Called “America’s playground,” Coney Island is a world-famous resort and national cultural symbol that has inspired music, literature, and films. This groundbreaking book is the first to look at the site’s enduring status as inspiration for artists throughout the ages, from its inception as an elite seaside resort in the mid-19th century, to its evolution into an entertainment mecca for the masses, with the eventual closing of its iconic amusement park, Astroland, in 2008 after decades of urban decline. How artists chose to portray Coney Island between 1861 and 2008—in tableaux of wonder and menace, hope and despair, dreams and nightmares—mirrored the aspirations and disappointments of the era.

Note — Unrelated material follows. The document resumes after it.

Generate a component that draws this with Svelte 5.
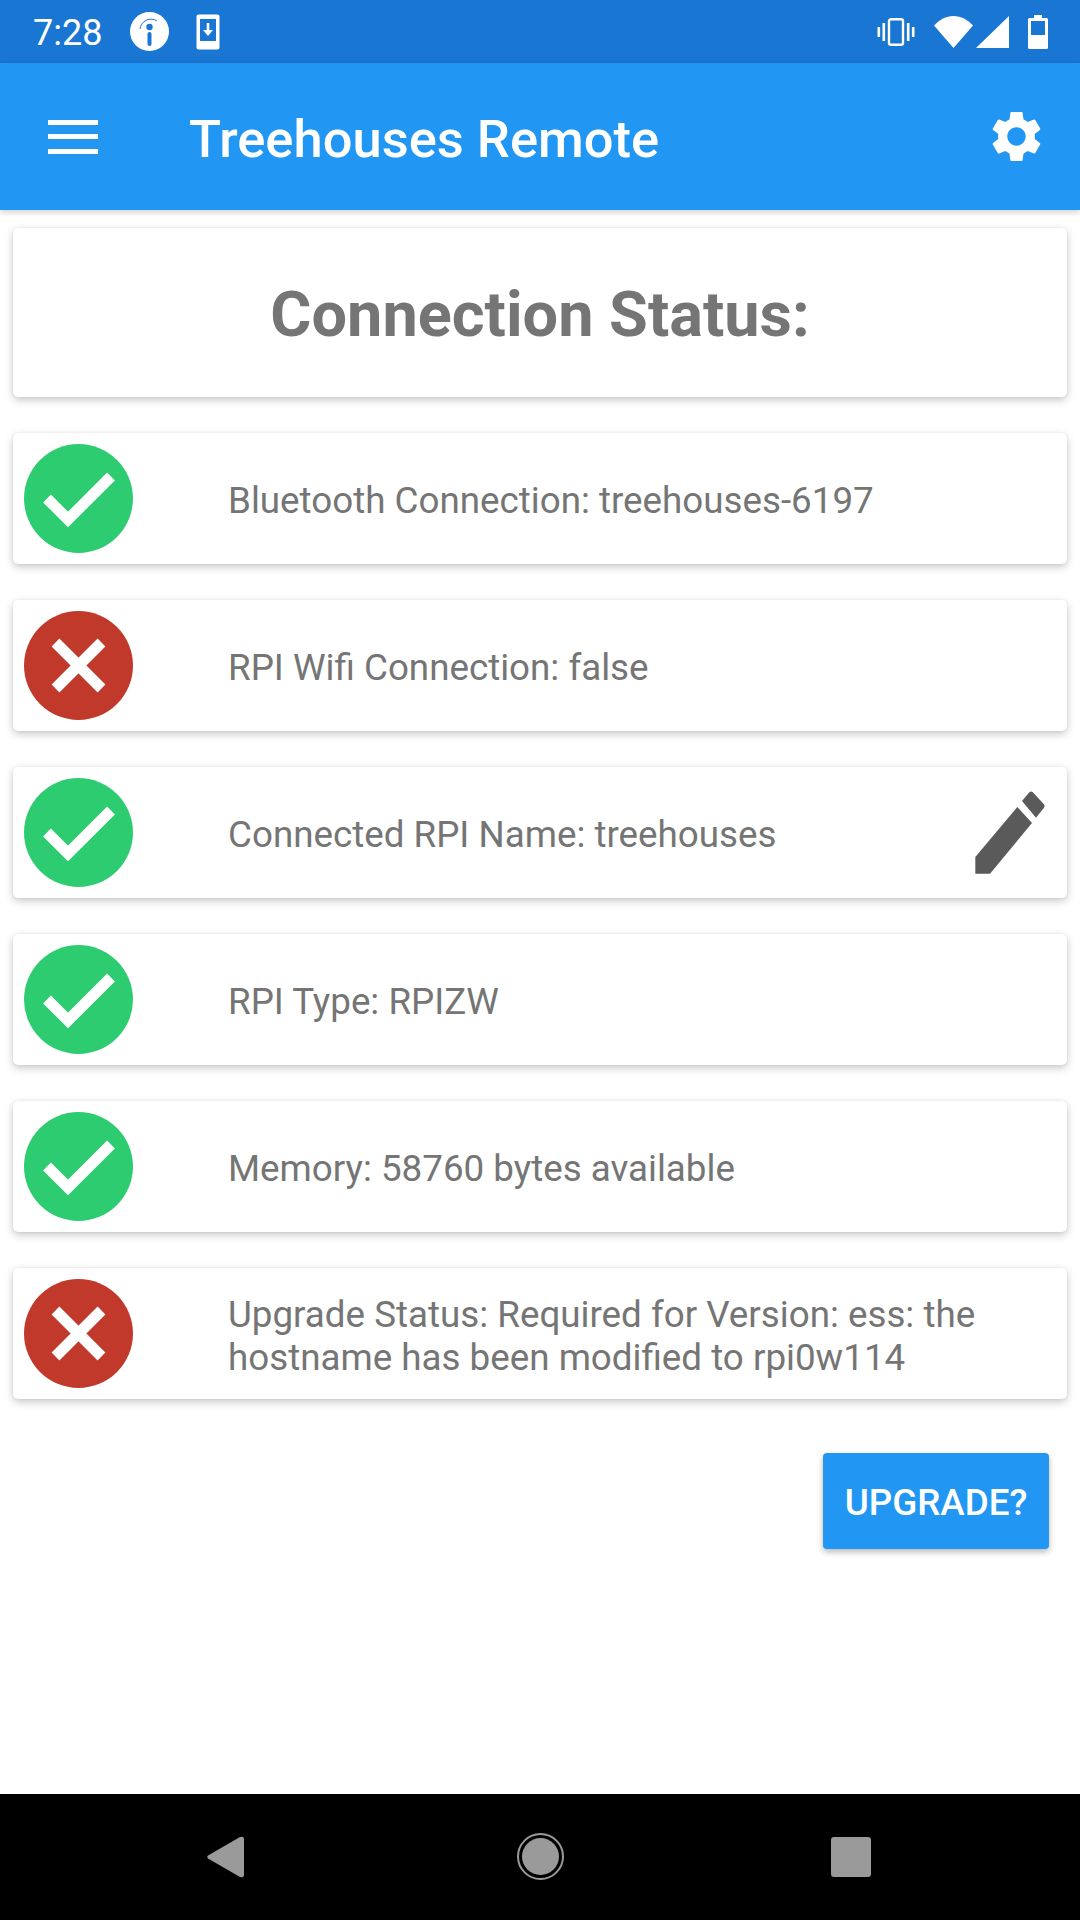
<script>
  const rows = [
    { ok: true, text: 'Bluetooth Connection: treehouses-6197' },
    { ok: false, text: 'RPI Wifi Connection: false' },
    { ok: true, text: 'Connected RPI Name: treehouses', edit: true },
    { ok: true, text: 'RPI Type: RPIZW' },
    { ok: true, text: 'Memory: 58760 bytes available' },
    { ok: false, text: 'Upgrade Status: Required for Version: ess: the hostname has been modified to rpi0w114' }
  ];
</script>

<div class="screen">
  <div class="statusbar">
    <span class="time">7:28</span>
    <svg class="ic-info" viewBox="0 0 39 39">
      <circle cx="19.5" cy="19.5" r="19.5" fill="#fff" />
      <circle cx="19.5" cy="15" r="3.2" fill="#1976d2" />
      <rect x="17.5" y="20" width="4" height="14" rx="2" fill="#1976d2" />
      <path d="M10 17 A 11 11 0 0 1 27 9" fill="none" stroke="#1976d2" stroke-width="1" />
    </svg>
    <svg class="ic-dl" viewBox="0 0 24 36">
      <rect x="0.5" y="0.5" width="23" height="35" rx="2" fill="#fff" />
      <rect x="4" y="5" width="16" height="22" fill="#1976d2" />
      <path d="M10.7 9h2.6v7h3.7L12 22l-5-6h3.7z" fill="#fff" />
    </svg>
    <div class="status-right">
      <svg class="ic-vib" viewBox="0 0 38 28">
        <rect x="12" y="1.2" width="14" height="25.6" rx="2" fill="none" stroke="#fff" stroke-width="2.4" />
        <rect x="0.5" y="9" width="2.6" height="10" fill="#fff" />
        <rect x="5.5" y="5" width="2.6" height="18" fill="#fff" />
        <rect x="29.9" y="5" width="2.6" height="18" fill="#fff" />
        <rect x="34.9" y="9" width="2.6" height="10" fill="#fff" />
      </svg>
      <svg class="ic-wifi" viewBox="0 0 39 32">
        <path d="M19.5 32L0 9.5C5.5 3.6 12 0 19.5 0S33.500 3.600 39 9.500z" fill="#fff" />
      </svg>
      <svg class="ic-signal" viewBox="0 0 33 32">
        <path d="M0 32L33 0v32z" fill="#fff" />
      </svg>
      <svg class="ic-batt" viewBox="0 0 20 34">
        <path d="M6 0h8v3h4.500a1.500 1.500 0 0 1 1.500 1.500V32.500a1.500 1.500 0 0 1-1.500 1.500H1.500A1.500 1.500 0 0 1 0 32.500V4.500A1.500 1.500 0 0 1 1.500 3H6z" fill="#fff" />
        <rect x="3" y="6" width="14" height="14" fill="#1976d2" />
      </svg>
    </div>
  </div>

  <header class="appbar">
    <div class="burger"><i></i><i></i><i></i></div>
    <h1>Treehouses Remote</h1>
    <svg class="gear" viewBox="2.4 2 19.2 20" preserveAspectRatio="none">
      <path fill="#fff" d="M19.14 12.94c.04-.3.06-.61.06-.94 0-.32-.02-.64-.07-.94l2.03-1.58c.18-.14.23-.41.12-.61l-1.92-3.32c-.12-.22-.37-.29-.59-.22l-2.39.96c-.5-.38-1.030-.7-1.620-.94l-.36-2.540c-.04-.24-.24-.41-.48-.41h-3.840c-.24 0-.43.17-.47.41l-.36 2.540c-.59.24-1.130.57-1.620.94l-2.390-.96c-.22-.08-.47 0-.59.22L2.740 8.870c-.12.21-.08.47.12.61l2.030 1.580c-.05.3-.09.63-.09.94s.02.64.07.94l-2.030 1.580c-.18.14-.23.41-.12.61l1.920 3.320c.12.22.37.29.59.22l2.390-.96c.5.38 1.030.7 1.620.94l.36 2.540c.05.24.24.41.48.41h3.840c.24 0 .44-.17.47-.41l.36-2.540c.59-.24 1.130-.56 1.620-.94l2.390.96c.22.08.47 0 .59-.22l1.920-3.320c.12-.22.07-.47-.12-.61l-2.010-1.580zM12 15.600c-1.980 0-3.600-1.620-3.600-3.600s1.620-3.600 3.600-3.600 3.600 1.620 3.600 3.600-1.620 3.600-3.600 3.600z" />
    </svg>
  </header>

  <main class="content">
    <div class="card heading"><h2>Connection Status:</h2></div>
    {#each rows as row}
      <div class="card row">
        <svg class="state" viewBox="0 0 109 109">
          {#if row.ok}
            <circle cx="54.5" cy="54.500" r="54.500" fill="#2ecc71" />
            <path d="M23 54.500l21 21 43-43" fill="none" stroke="#fff" stroke-width="11" />
          {:else}
            <circle cx="54.500" cy="54.500" r="54.500" fill="#c0392b" />
            <path d="M31.500 31.500l46 46M77.500 31.500l-46 46" fill="none" stroke="#fff" stroke-width="11" />
          {/if}
        </svg>
        <p>{row.text}</p>
        {#if row.edit}
          <svg class="pencil" viewBox="226 92 208 249">
            <path fill="#5a5a5a" d="M226 290L352 140l44 48-126 152h-44z" />
            <path fill="#5a5a5a" d="M366 122l22-26q5-5 10-1l33 36q5 6 1 11l-24 30z" />
          </svg>
        {/if}
      </div>
    {/each}
    <div class="actions"><button>UPGRADE?</button></div>
  </main>

  <nav class="navbar">
    <svg class="nav-back" viewBox="0 0 37 42">
      <path fill="#9a9a9a" d="M1 19.500L33 1q4-1 4 2v36q0 3-4 2L1 22.500q-1.500-1.500 0-3z" />
    </svg>
    <svg class="nav-home" viewBox="0 0 47 47">
      <circle cx="23.500" cy="23.500" r="22.500" fill="none" stroke="#9a9a9a" stroke-width="2" />
      <circle cx="23.500" cy="23.500" r="18.500" fill="#9a9a9a" />
    </svg>
    <div class="nav-recent"></div>
  </nav>
</div>

<style>
  :global(body) {
    margin: 0;
    background: #fff;
  }
  .screen {
    width: 1080px;
    height: 1920px;
    display: flex;
    flex-direction: column;
    overflow: hidden;
    font-family: Roboto, sans-serif;
    background: #fff;
  }
  .statusbar {
    height: 63px;
    flex: none;
    background: #1976d2;
    display: flex;
    align-items: center;
    padding-left: 33px;
    padding-right: 32px;
    color: #fff;
  }
  .time {
    font-size: 36px;
    font-weight: 400;
    width: 97px;
    position: relative;
    top: 1px;
  }
  .ic-info {
    width: 39px;
    height: 39px;
  }
  .ic-dl {
    width: 24px;
    height: 36px;
    margin-left: 27px;
  }
  .status-right {
    margin-left: auto;
    display: flex;
    align-items: center;
  }
  .ic-vib {
    width: 38px;
    height: 28px;
  }
  .ic-wifi {
    width: 39px;
    height: 32px;
    margin-left: 19px;
  }
  .ic-signal {
    width: 33px;
    height: 32px;
    margin-left: 3px;
  }
  .ic-batt {
    width: 20px;
    height: 34px;
    margin-left: 19px;
  }
  .appbar {
    height: 147px;
    flex: none;
    background: #2196f3;
    display: flex;
    align-items: center;
    padding: 0 39px 0 48px;
    box-shadow: 0 2px 6px rgba(0, 0, 0, 0.2);
    position: relative;
  }
  .burger {
    width: 50px;
    display: flex;
    flex-direction: column;
    gap: 9.500px;
  }
  .burger i {
    display: block;
    height: 5px;
    background: #fff;
  }
  h1 {
    margin: 4px 0 0 91px;
    color: #fff;
    font-size: 52.500px;
    font-weight: 500;
    flex: 1;
  }
  .gear {
    width: 49px;
    height: 51px;
  }
  .content {
    flex: 1;
    display: flex;
    flex-direction: column;
    gap: 36px;
    padding: 18px 13px 0;
  }
  .card {
    background: #fff;
    border-radius: 5px;
    box-shadow: 0 3px 8px rgba(0, 0, 0, 0.22), 0 0 2px rgba(0, 0, 0, 0.08);
  }
  .heading {
    height: 169px;
    display: flex;
    align-items: center;
    justify-content: center;
  }
  h2 {
    margin: 4px 0 0;
    font-size: 63px;
    font-weight: 700;
    color: #757575;
  }
  .row {
    height: 131px;
    display: flex;
    align-items: center;
    padding-left: 11px;
    position: relative;
  }
  .state {
    width: 109px;
    height: 109px;
    flex: none;
  }
  .row p {
    margin: 4px 0 0 95px;
    font-size: 36.750px;
    line-height: 43px;
    color: #757575;
    width: 780px;
  }
  .pencil {
    position: absolute;
    right: 22px;
    top: 24px;
    width: 70px;
    height: 83px;
  }
  .actions {
    display: flex;
    justify-content: flex-end;
    padding-right: 18px;
    margin-top: 18px;
  }
  button {
    width: 226px;
    height: 96px;
    background: #2196f3;
    border: none;
    border-radius: 4px;
    color: #fff;
    font-family: Roboto, sans-serif;
    font-size: 36.750px;
    font-weight: 500;
    padding: 2px 0 0;
    box-shadow: 0 3px 6px rgba(0, 0, 0, 0.28);
  }
  .navbar {
    height: 126px;
    flex: none;
    background: #000;
    position: relative;
  }
  .nav-back {
    position: absolute;
    left: 207px;
    top: 42px;
    width: 37px;
    height: 42px;
  }
  .nav-home {
    position: absolute;
    left: 517px;
    top: 39px;
    width: 47px;
    height: 47px;
  }
  .nav-recent {
    position: absolute;
    left: 831px;
    top: 43px;
    width: 40px;
    height: 40px;
    border-radius: 3px;
    background: #9a9a9a;
  }
</style>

This dazzling catalogue highlights more than 200 images from Coney Island’s history, including paintings, drawings, photographs, prints, posters, film stills, architectural artifacts, and carousel animals. An extraordinary array of artists is represented, from George Bellows, William Merritt Chase, Reginald Marsh, and Joseph Stella to Diane Arbus, Jean-Michel Basquiat, Robert Frank, Red Grooms, Weegee, and Swoon. Essays by prominent scholars analyze Coney Island through its imagery and ephemera as both a place and an idea—one that reflected the collective soul of the nation.
A beautiful book filled with incredible paintings and photographs. A definitive history of Coney Island and a metaphor for how Americans enjoyed themselves for 150 years. The book ends, sadly, with the boardwalk being turned into a cement walk and the last remaining park, Astroland, closing so million dollar condos can be built. It tells how, for many years, Coney Island was a place where the rich and poor could mingle, where the gorgeous towers of Dreamland once towered, with gleaming electric lights, and where anyone might meet someone else and fall in love. The book states Coney Island will no doubt change again. And the Cyclone and the Wonder Wheel still stand as living monuments to a time past when people went to Coney Island by the millions to relax, cool off from the heat of Manhattan, board wondrous rides, and have a Nathan's hot dog (which, fortunately, you can still do). Terrific historical book.
One of the best exhibition catalogues I have ever encountered. A careful balance of actuality and visualisation. Exhaustive research for images of the tawdry and the garish and ending with a golden glow of understanding. Given the tendency in American Society for the popular acceptance of the Snake Oil Salesman (Huey Long, Donald Trump), Coney Island has all my fears and hopes in microcosm.
This is a really excellent monograph that covers a complete history of Coney Island through artist depictions, starting from the 1860s when the area was just a stretch of sand dunes on the outskirts of a new metropolis to its decline in the late 2000s. It is very thorough and has a wealth of rich images - paintings, photography, ephemera, film, and sideshow art (my favorite). It tracks the development of the amusement park and how Coney Island, as part of the American imagination, mirrored shifting social and cultural values towards class, leisure and race. I kept wanting to skim over parts but was drawn into the details of the paintings and photographs especially, and the artist backgrounds. This book provides a fascinating lens from which to view 20th century American cultural and art history and is exceedingly fun to look at as it captures the nostalgia and intrigue of Coney Island in all of its lightness and darkness.